Reeserward. .

Gerfried Schell hat schon als Junge heimlich unter der Schulbank Hermann Hesse gelesen. „Er hat mich immer fasziniert“, gesteht der Antiquitätenhändler aus Reeserward.

Seit seinem 20. Lebensjahr sammelt er auf Trödelmärkten und in Antiquariaten alles über und von dem berühmtem Schriftsteller und Maler. Zu den Reeser Kunsttagen stellt er Raritäten seiner außergewöhnlichen Sammlung aus. Gekrönt wird sie mit dem Vortrag der Tourismusjournalistin Dr. Gabriele M. Knoll „Mit Hermann Hesse durch das Tessin“ am Sonntag, 7. November, um 14.30 Uhr. Unterstützt wird die Veranstaltung vom Hermann-Hesse-Museum in Montagnola.

Gabriele Knoll wurde ebenfalls in den 70er Jahren vom Hesse-Virus infiziert. Bei Wanderungen begleitete sie Hesse im Rucksack. Ergriffen stand sie als junge Frau an Hesses Grab in Gentilino und bereiste das Tessin auf den Spuren Hesses. In Reeserward wird sie den Menschen Hesse vorstellen, seinen Alltag, seine Liebe zu Gartenanlagen und zur Malerei. Und seine Aquarelle zeigen.

Dazu kann Gerfried Schell aus seiner Sammlung einiges beitragen. So besitzt er eine limitierte Mappe mit Bildern von Hesse, die der Suhrkamp Verlag in einer Auflage von 200 Exemplaren verlegt hat. Schell besitzt die 187ste. Ebenso gibt es eine Tonaufnahme von Hesse, die das Schweizer Lokalradio kurz vor seinem Tod aufgezeichnet hat.

Viele Erstauflagen hat Schell gesammelt. „Es ist spannend zu vergleichen, in welcher Zeit welches Buch in was für einer Aufmachung herausgegeben wurde“, analysiert Schell. Schließlich besitzt er einige Bücher von der ersten bis zur letzten Ausgabe. Besonders fasziniert ihn die umfangreiche Korrespondenz, die Hesse in seinen letzten Jahren verfasste. „Oftmals waren die Briefe mit kleinen Aquarellen versehen.“

Das Schönste, was Gerfried Schell kürzlich beschieden wurde, ist ein Brief, den ihm eine liebe Freundin schenkte. Die dritte Frau von Hermann Hesse, Ninon, verschickte die Kurzgeschichte „Jakob Boehme’s Berufung“ von Hesse mit seiner Signatur zu Freunden nach Israel.

Hesses
Signatur

Auch ihre beiliegenden, handgeschriebenen Grüße sind jetzt in Schells Besitz.

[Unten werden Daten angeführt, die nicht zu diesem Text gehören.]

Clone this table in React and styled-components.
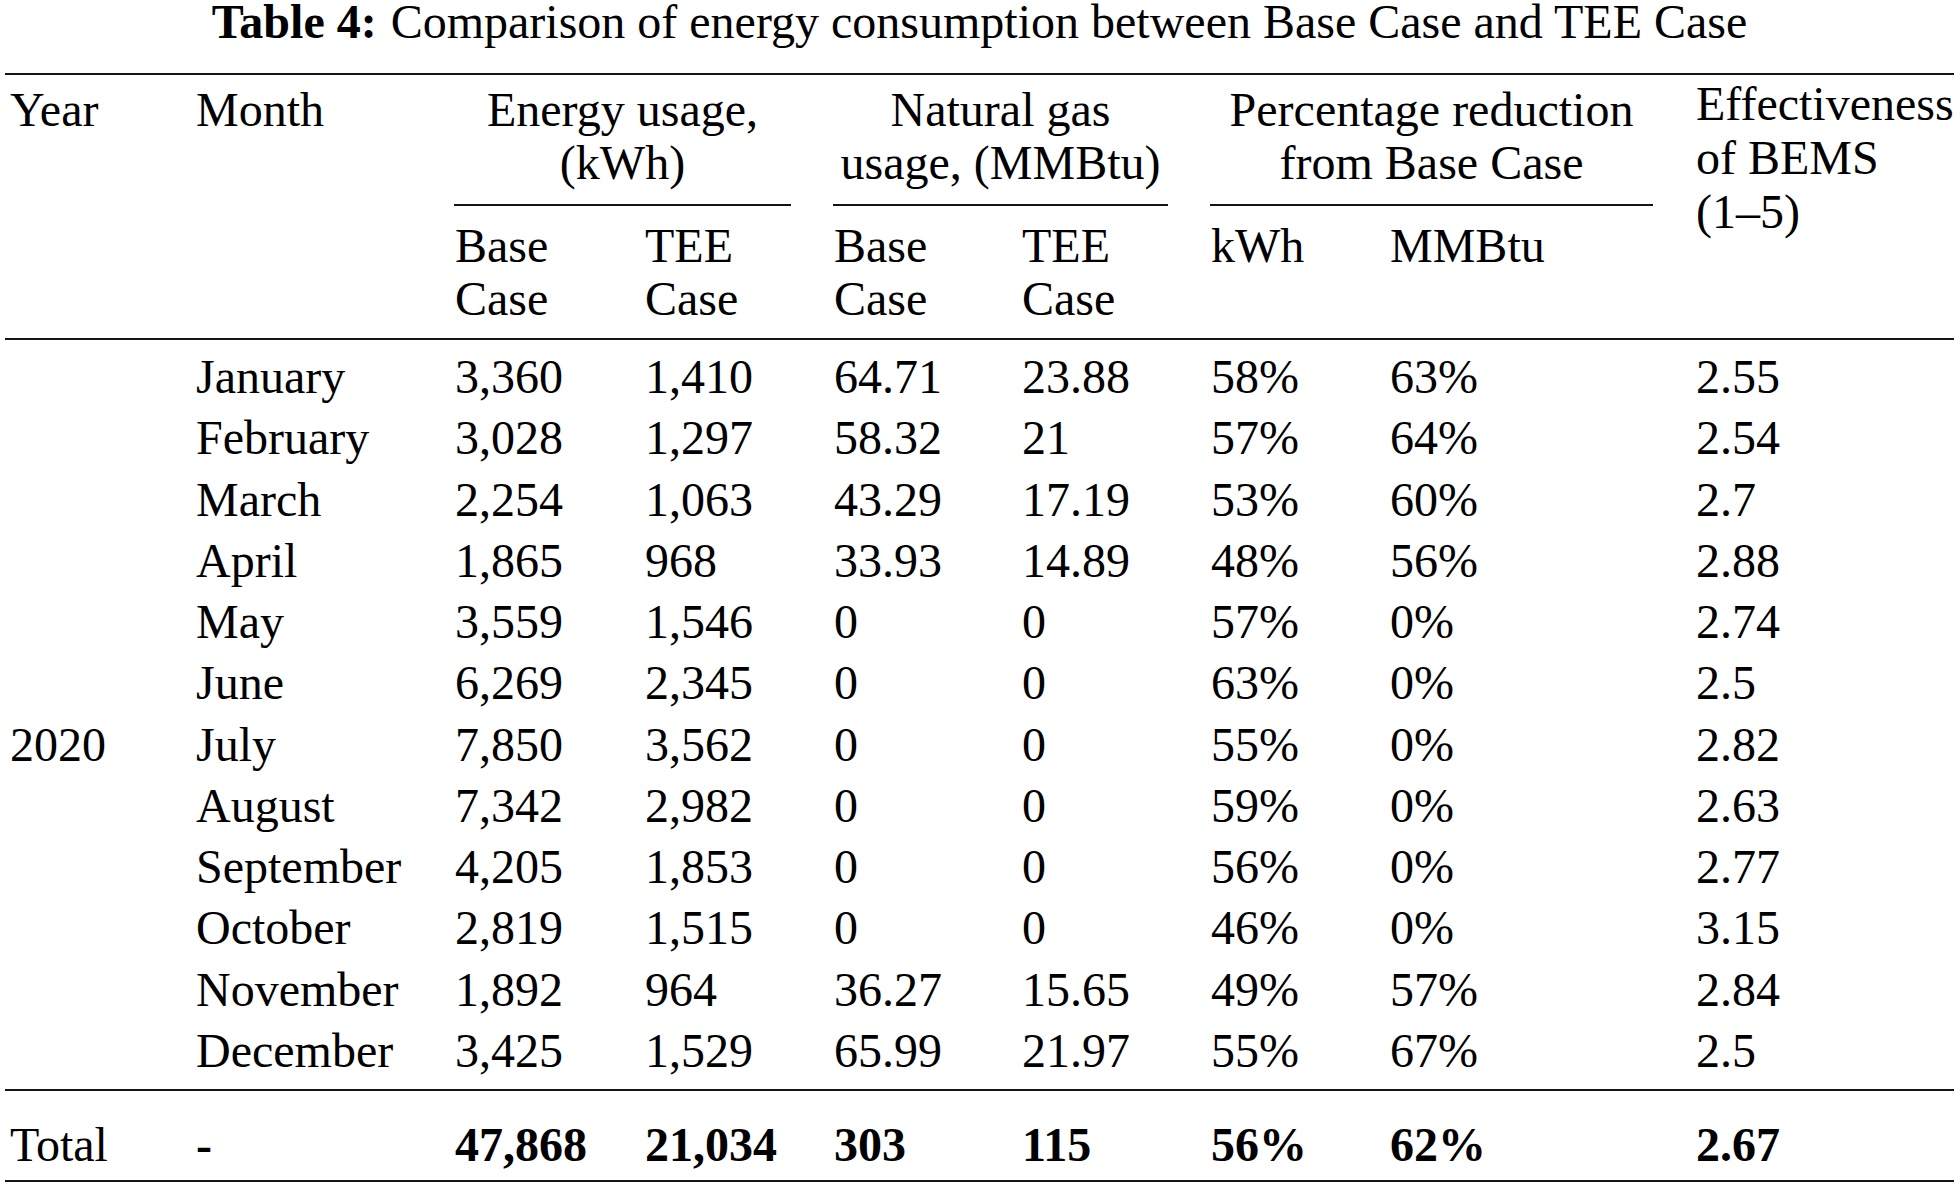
import React from 'react';
import styled, { createGlobalStyle } from 'styled-components';

const GlobalStyle = createGlobalStyle`
	html, body {
		margin: 0;
		padding: 0;
		background: #fff;
	}
	body {
		font-family: 'Liberation Serif', 'Times New Roman', serif;
		color: #000;
	}
`;

const COLUMNS = '190px 259px 190px 189px 188px 189px 179px 306px 259px';

const Page = styled.main`
	width: 1949px;
	padding: 2px 0 0 5px;
	font-size: 48px;
`;

const Caption = styled.h1`
	margin: 0 0 31px 0;
	font-size: 48px;
	font-weight: 400;
	line-height: 40px;
	text-align: center;

	& b {
		font-weight: 700;
		margin-right: 14px;
	}
`;

const Rule = styled.div`
	height: 2px;
	background: #141414;
`;

const Grid = styled.div`
	display: grid;
	grid-template-columns: ${COLUMNS};
	line-height: ${(props) => props.lh || '53px'};
	grid-auto-rows: ${(props) => props.rowHeight || 'auto'};
	padding: ${(props) => props.pad || '0'};
`;

const HeadCell = styled.div`
	grid-column: ${(props) => props.col};
	grid-row: 1 / 3;
	padding-top: ${(props) => props.top || '8px'};
	padding-left: ${(props) => (props.first ? '5px' : '1px')};
	line-height: ${(props) => props.lh || '53px'};
`;

const GroupHead = styled.div`
	grid-column: ${(props) => props.col};
	grid-row: 1;
	margin-right: 42px;
	padding: 8px 0 15px 0;
	text-align: center;
	border-bottom: 2px solid #141414;
`;

const SubHead = styled.div`
	grid-column: ${(props) => props.col};
	grid-row: 2;
	padding: 13px 0 13px 1px;
`;

const Cell = styled.div`
	padding-left: ${(props) => (props.first ? '5px' : '1px')};
	font-weight: ${(props) => (props.bold ? 700 : 400)};
	white-space: nowrap;
`;

const rows = [
	['January', '3,360', '1,410', '64.71', '23.88', '58%', '63%', '2.55'],
	['February', '3,028', '1,297', '58.32', '21', '57%', '64%', '2.54'],
	['March', '2,254', '1,063', '43.29', '17.19', '53%', '60%', '2.7'],
	['April', '1,865', '968', '33.93', '14.89', '48%', '56%', '2.88'],
	['May', '3,559', '1,546', '0', '0', '57%', '0%', '2.74'],
	['June', '6,269', '2,345', '0', '0', '63%', '0%', '2.5'],
	['July', '7,850', '3,562', '0', '0', '55%', '0%', '2.82'],
	['August', '7,342', '2,982', '0', '0', '59%', '0%', '2.63'],
	['September', '4,205', '1,853', '0', '0', '56%', '0%', '2.77'],
	['October', '2,819', '1,515', '0', '0', '46%', '0%', '3.15'],
	['November', '1,892', '964', '36.27', '15.65', '49%', '57%', '2.84'],
	['December', '3,425', '1,529', '65.99', '21.97', '55%', '67%', '2.5'],
];

const totals = ['-', '47,868', '21,034', '303', '115', '56%', '62%', '2.67'];

const App = () => {
	return (
		<Page>
			<GlobalStyle />
			<Caption>
				<b>Table 4:</b>Comparison of energy consumption between Base Case and TEE Case
			</Caption>
			<Rule />
			<Grid>
				<HeadCell col='1' first>
					Year
				</HeadCell>
				<HeadCell col='2'>Month</HeadCell>
				<GroupHead col='3 / 5'>
					Energy usage,
					<br />
					(kWh)
				</GroupHead>
				<GroupHead col='5 / 7'>
					Natural gas
					<br />
					usage, (MMBtu)
				</GroupHead>
				<GroupHead col='7 / 9'>
					Percentage reduction
					<br />
					from Base Case
				</GroupHead>
				<HeadCell col='9' top='2px' lh='54px'>
					Effectiveness
					<br />
					of BEMS
					<br />
					(1–5)
				</HeadCell>
				<SubHead col='3'>
					Base
					<br />
					Case
				</SubHead>
				<SubHead col='4'>
					TEE
					<br />
					Case
				</SubHead>
				<SubHead col='5'>
					Base
					<br />
					Case
				</SubHead>
				<SubHead col='6'>
					TEE
					<br />
					Case
				</SubHead>
				<SubHead col='7'>kWh</SubHead>
				<SubHead col='8'>MMBtu</SubHead>
			</Grid>
			<Rule />
			<Grid lh='61.25px' rowHeight='61.25px' pad='6px 0 8px 0'>
				{rows.map((r, i) => (
					<React.Fragment key={r[0]}>
						<Cell first>{i === 6 ? '2020' : ''}</Cell>
						{r.map((v, j) => (
							<Cell key={j}>{v}</Cell>
						))}
					</React.Fragment>
				))}
			</Grid>
			<Rule />
			<Grid lh='61.25px' rowHeight='61.25px' pad='23px 0 5px 0'>
				<Cell first>Total</Cell>
				{totals.map((v, j) => (
					<Cell key={j} bold>
						{v}
					</Cell>
				))}
			</Grid>
			<Rule />
		</Page>
	);
};

export default App;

In einer Vitrine wird dieser einmalige Luftpostbrief aus dem Jahr 1964 ausgestellt.

Im Jahr 2002 widmete der Stern Hermann Hesse eine Ausgabe, die ihn als Guru für die Jugend der Welt darstellt. „Für Wandervögel, Kriegsheimkehrer, Woodstock-Hippies, Poona Pilger und Computer-Kids sind seine Bücher Bibel“, wird er beschrieben.

Hesse ist der meistgelesene deutschsprachige Autor, seine Werke wurden in 60 Sprachen übersetzt, 100 Millionen mal gedruckt. Schells Sammlung umfasst 450 Bücher, auch Hesses Lieblingsbuch „Klingsors letzter Sommer“.

Im Tessin hat Hermann Hesse Zuflucht gesucht. „Nie habe ich so schön gewohnt wie im Tessin!“, schrieb er einmal. „Hier schient die Sonne inniger, und die Berge sind röter.“

In der Ausstellung und im Vortrag soll eben dieser Hesse beleuchtet werden.

Übrigens: Das Antiquitätengeschäft von Gerfried Schell liegt hinter dem Restaurant „Drei Raben“. Da der Küchenchef früher im Tessin arbeitete, stehen Schweizer Spezialitäten auf der Speisekarte. Somit könnten die Kunsttage ein rundum Tessiner-Erlebniswochenende in Reeserward 5a vis à vis vom Yachthafen werden.